The fuel actually flows through the pipes and voids in the red-hot engine, where it absorbs the heat that would otherwise melt the engine. It then flows back up to be burned.

You'd need an endoscope, not a robot arm, to mill that out!

And neither an endoscope (obviously) nor a robot arm would likely be rigid enough to mill in these materials. Robot arms are typically only used when milling wood, plastic, or soft modeling materials. A CNC mill in metals like the exotic Nobium alloys used in these engines needs incredible rigidity which robot arms just don't have. Consider the hardened tool-steel shafts of the end mills used in the first video - and those are easily broken, while just cutting aluminum!

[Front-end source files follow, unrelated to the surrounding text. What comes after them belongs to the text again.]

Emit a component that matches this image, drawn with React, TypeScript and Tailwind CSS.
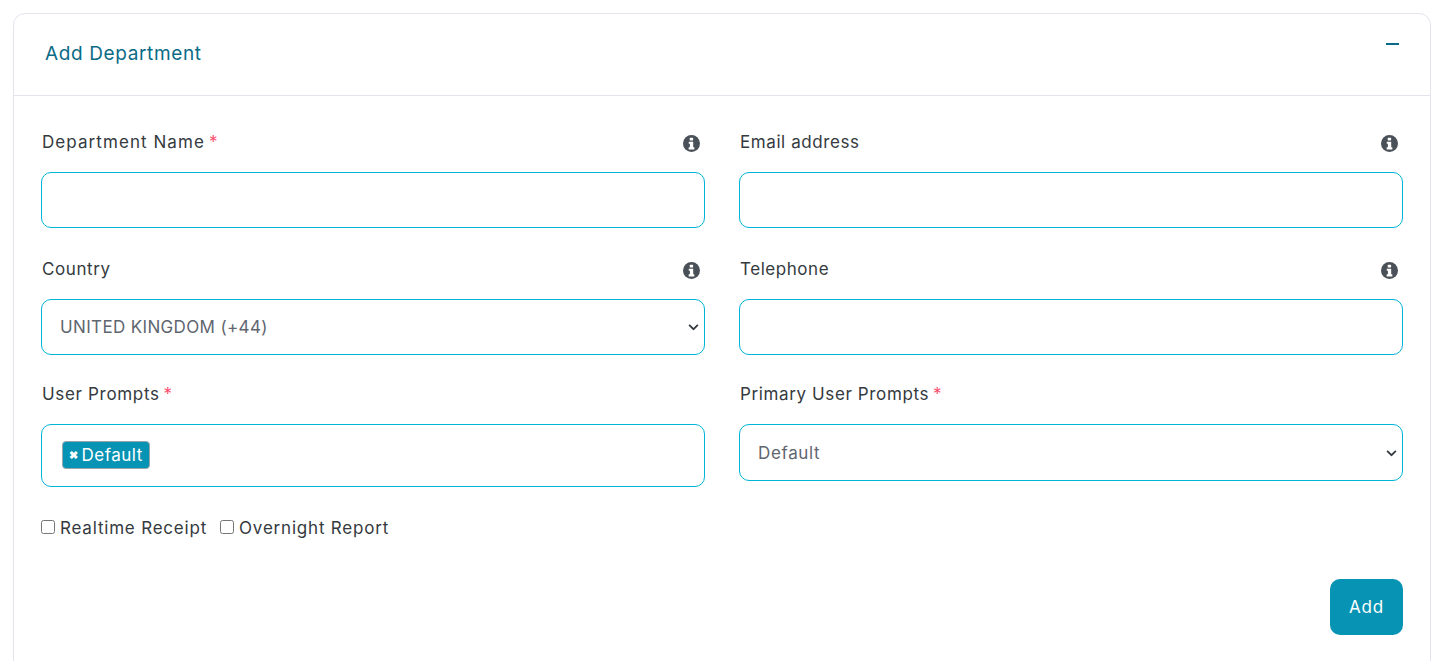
function InfoIcon() {
  return (
    <svg viewBox="0 0 18 18" className="mt-[5px] h-[17px] w-[17px] shrink-0">
      <circle cx="9" cy="9" r="9" fill="#495057" />
      <rect x="7.1" y="2.8" width="3.6" height="2.9" rx="0.5" fill="#fff" />
      <path d="M6.1 7.1h4.7v6h1.2v2.2H6v-2.2h1.3V9.3H6.1z" fill="#fff" />
    </svg>
  );
}

function Label({ text, required, info, tracking }: { text: string; required?: boolean; info?: boolean; tracking: string }) {
  return (
    <div className="flex h-[42px] items-start justify-between pl-px pr-[5px]">
      <span className={`text-[17px] leading-[24px] text-[#343a40] ${tracking}`}>
        {text}
        {required && <span className="ml-[4px] text-[#f9506f]">*</span>}
      </span>
      {info && <InfoIcon />}
    </div>
  );
}

const inputCls =
  "block w-full rounded-[10px] border border-[#00b4d8] bg-white px-[18px] text-[17px] text-[#5f6670] outline-none";

function Select({ value, tracking, height }: { value: string; tracking: string; height: string }) {
  return (
    <div className="relative">
      <select className={`${inputCls} appearance-none pt-[2px] ${height} ${tracking}`} defaultValue={value}>
        <option value={value}>{value}</option>
      </select>
      <svg
        viewBox="0 0 12 8"
        className="pointer-events-none absolute right-[6px] top-1/2 h-[7px] w-[11px] -translate-y-1/2"
        fill="none"
        stroke="#343a40"
        strokeWidth="2"
      >
        <path d="M1 1.5 6 6.5 11 1.5" />
      </svg>
    </div>
  );
}

export default function App() {
  return (
    <div className="h-[661px] overflow-hidden bg-white pl-[13px] pr-[15px] pt-[13px] font-['Inter','Liberation_Sans',sans-serif]">
      <div className="h-[700px] rounded-[12px] border border-[#e4e4ef] bg-white">
        <div className="flex h-[82px] items-start justify-between border-b border-[#e4e4ef] px-[31px]">
          <h2 className="mt-[27px] text-[19px] leading-[26px] tracking-[0.63px] text-[#0b6b87]">Add Department</h2>
          <span className="mt-[29px] h-[2px] w-[13px] bg-[#0b6b87]" />
        </div>
        <div className="px-[27px] pt-[34px]">
          <div className="grid grid-cols-2 gap-x-[34px]">
            <div>
              <Label text="Department Name" required info tracking="tracking-[1.07px]" />
              <input className={`${inputCls} h-[56px]`} />
            </div>
            <div>
              <Label text="Email address" info tracking="tracking-[0.58px]" />
              <input className={`${inputCls} h-[56px]`} />
            </div>
          </div>
          <div className="mt-[29px] grid grid-cols-2 gap-x-[34px]">
            <div>
              <Label text="Country" info tracking="tracking-[0.6px]" />
              <Select value="UNITED KINGDOM (+44)" tracking="tracking-[0.35px]" height="h-[56px]" />
            </div>
            <div>
              <Label text="Telephone" info tracking="tracking-[0.55px]" />
              <input className={`${inputCls} h-[56px]`} />
            </div>
          </div>
          <div className="mt-[27px] grid grid-cols-2 items-start gap-x-[34px]">
            <div>
              <Label text="User Prompts" required tracking="tracking-[0.67px]" />
              <div className="flex h-[63px] items-center rounded-[10px] border border-[#00b4d8] px-[20px]">
                <span className="mb-[2px] flex h-[28px] items-center gap-[3px] rounded-[4px] border border-[#9aa5ab] bg-[#0793b4] px-[6px] pt-[2px] text-[17px] tracking-[0.5px] text-white">
                  <span className="text-[11px] font-bold">✖</span>Default
                </span>
              </div>
            </div>
            <div>
              <Label text="Primary User Prompts" required tracking="tracking-[0.62px]" />
              <Select value="Default" tracking="tracking-[0.64px]" height="h-[57px]" />
            </div>
          </div>
          <div className="mt-[31px] flex items-center gap-[13px] text-[17px] leading-[20px] tracking-[0.8px] text-[#343a40]">
            <label className="flex items-center gap-[5px]">
              <input type="checkbox" className="mb-[2px] h-[14px] w-[14px]" />
              Realtime Receipt
            </label>
            <label className="flex items-center gap-[5px]">
              <input type="checkbox" className="mb-[2px] h-[14px] w-[14px]" />
              Overnight Report
            </label>
          </div>
          <div className="mt-[41px] flex justify-end">
            <button className="h-[56px] w-[73px] rounded-[10px] bg-[#0793b4] pt-[2px] text-[17px] tracking-[0.8px] text-white">Add</button>
          </div>
        </div>
      </div>
    </div>
  );
}
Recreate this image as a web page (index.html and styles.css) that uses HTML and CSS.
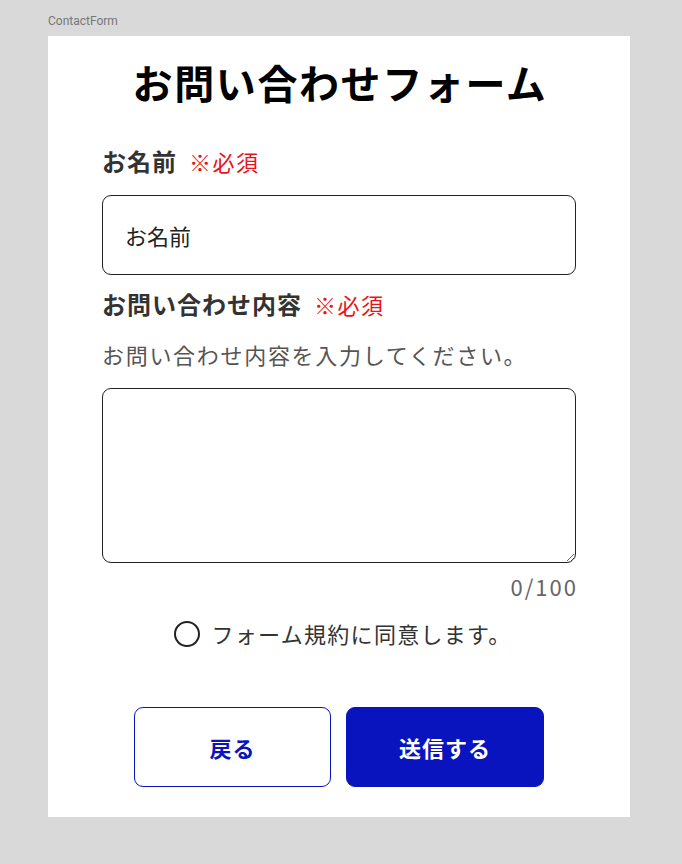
FILE: index.html
```html
<!DOCTYPE html>
<html lang="ja">
<head>
<meta charset="utf-8">
<link rel="stylesheet" href="styles.css">
</head>
<body>
<div class="frame-label">ContactForm</div>
<main class="card">
  <h1 class="title">お問い合わせフォーム</h1>
  <div class="field">
    <div class="label-row"><span class="label">お名前</span><span class="req">※必須</span></div>
    <input class="text-input" type="text" placeholder="お名前">
  </div>
  <div class="field field-2">
    <div class="label-row"><span class="label">お問い合わせ内容</span><span class="req">※必須</span></div>
    <p class="helper">お問い合わせ内容を入力してください。</p>
    <textarea class="textarea"></textarea>
    <div class="counter">0/100</div>
  </div>
  <label class="agree"><span class="radio"></span><span class="agree-text">フォーム規約に同意します。</span></label>
  <div class="buttons">
    <button class="btn btn-back" type="button">戻る</button>
    <button class="btn btn-submit" type="button">送信する</button>
  </div>
</main>
</body>
</html>
```
FILE: styles.css
```css
* { box-sizing: border-box; }
html, body { margin: 0; padding: 0; }
body {
  background: #d9d9d9;
  font-family: "Noto Sans CJK JP", "Noto Sans", sans-serif;
  padding: 14px 52px 40px 48px;
}
.frame-label {
  font-family: Roboto, "Noto Sans", sans-serif;
  font-size: 12px;
  line-height: 14px;
  color: #777;
  margin-bottom: 8px;
}
.card {
  background: #fff;
  width: 582px;
  padding: 18px 54px 30px;
  display: flex;
  flex-direction: column;
}
.title {
  margin: 0;
  font-size: 40px;
  line-height: 56px;
  font-weight: 700;
  color: #000;
  text-align: center;
  letter-spacing: 1.6px;
  padding-left: 2px;
}
.field { display: flex; flex-direction: column; margin-top: 34px; }
.field-2 { margin-top: 12px; }
.label-row { display: flex; align-items: center; gap: 12px; height: 34px; }
.label {
  font-size: 24px; line-height: 34px; font-weight: 700; color: #333; letter-spacing: 1px;
}
.req { font-size: 22px; line-height: 34px; color: #e8141c; letter-spacing: 1.5px; }
.text-input {
  margin-top: 17px;
  height: 80px;
  width: 100%;
  border: 1.5px solid #222;
  border-radius: 9px;
  padding: 0 22px;
  font-family: inherit;
  font-size: 22px;
  color: #222;
  outline: none;
}
.text-input::placeholder { color: #222; opacity: 1; }
.helper {
  margin: 18px 0 0;
  font-size: 22px; line-height: 31px; color: #555; letter-spacing: 1.7px;
}
.textarea {
  margin-top: 18px;
  height: 175px;
  width: 100%;
  border: 1.5px solid #222;
  border-radius: 9px;
  font-family: inherit;
  font-size: 22px;
  padding: 12px 22px;
  outline: none;
  display: block;
}
.counter {
  margin-top: 8px;
  margin-right: -2px;
  text-align: right;
  font-size: 22px; line-height: 31px; color: #666; letter-spacing: 2px;
}
.agree {
  margin-top: 16px;
  display: flex; align-items: center; justify-content: center; gap: 11px;
  padding-left: 8px;
}
.radio {
  width: 26px; height: 26px; border: 2px solid #222; border-radius: 50%;
  flex: none;
}
.agree-text { font-size: 22px; line-height: 31px; color: #333; letter-spacing: 1.3px; }
.buttons {
  margin-top: 58px;
  display: flex; justify-content: center; gap: 15px;
}
.btn {
  width: 197px; height: 80px;
  border-radius: 9px;
  font-family: inherit;
  font-size: 22px; font-weight: 700; letter-spacing: 1px;
  cursor: pointer;
}
.btn-back { background: #fff; border: 1.5px solid #0a14be; color: #0a14be; }
.btn-submit { background: #0a14be; border: 1.5px solid #0a14be; color: #fff; width: 198px; }
```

EBM would work if the tool end could be made sufficiently tiny.


I think you mean EDM, electrical discharge machining. Typical wire EDM usually needs a hole all the way through the material to start, but sinker EDM would work. Interesting idea, wonder if anyone's tried it.


There are edm milling setups. I'm not sure what the major constraints are but I'm assuming the usual: accuracy, cost, repeatbility.


yeah, i was thinking more of an endoscopic robot arm, it would probably need quite a few entry points, and the those holes would need filling again, you could tap those and put a screw it afterwards.

but maybe it's the coming towards end of subtractive manufacture.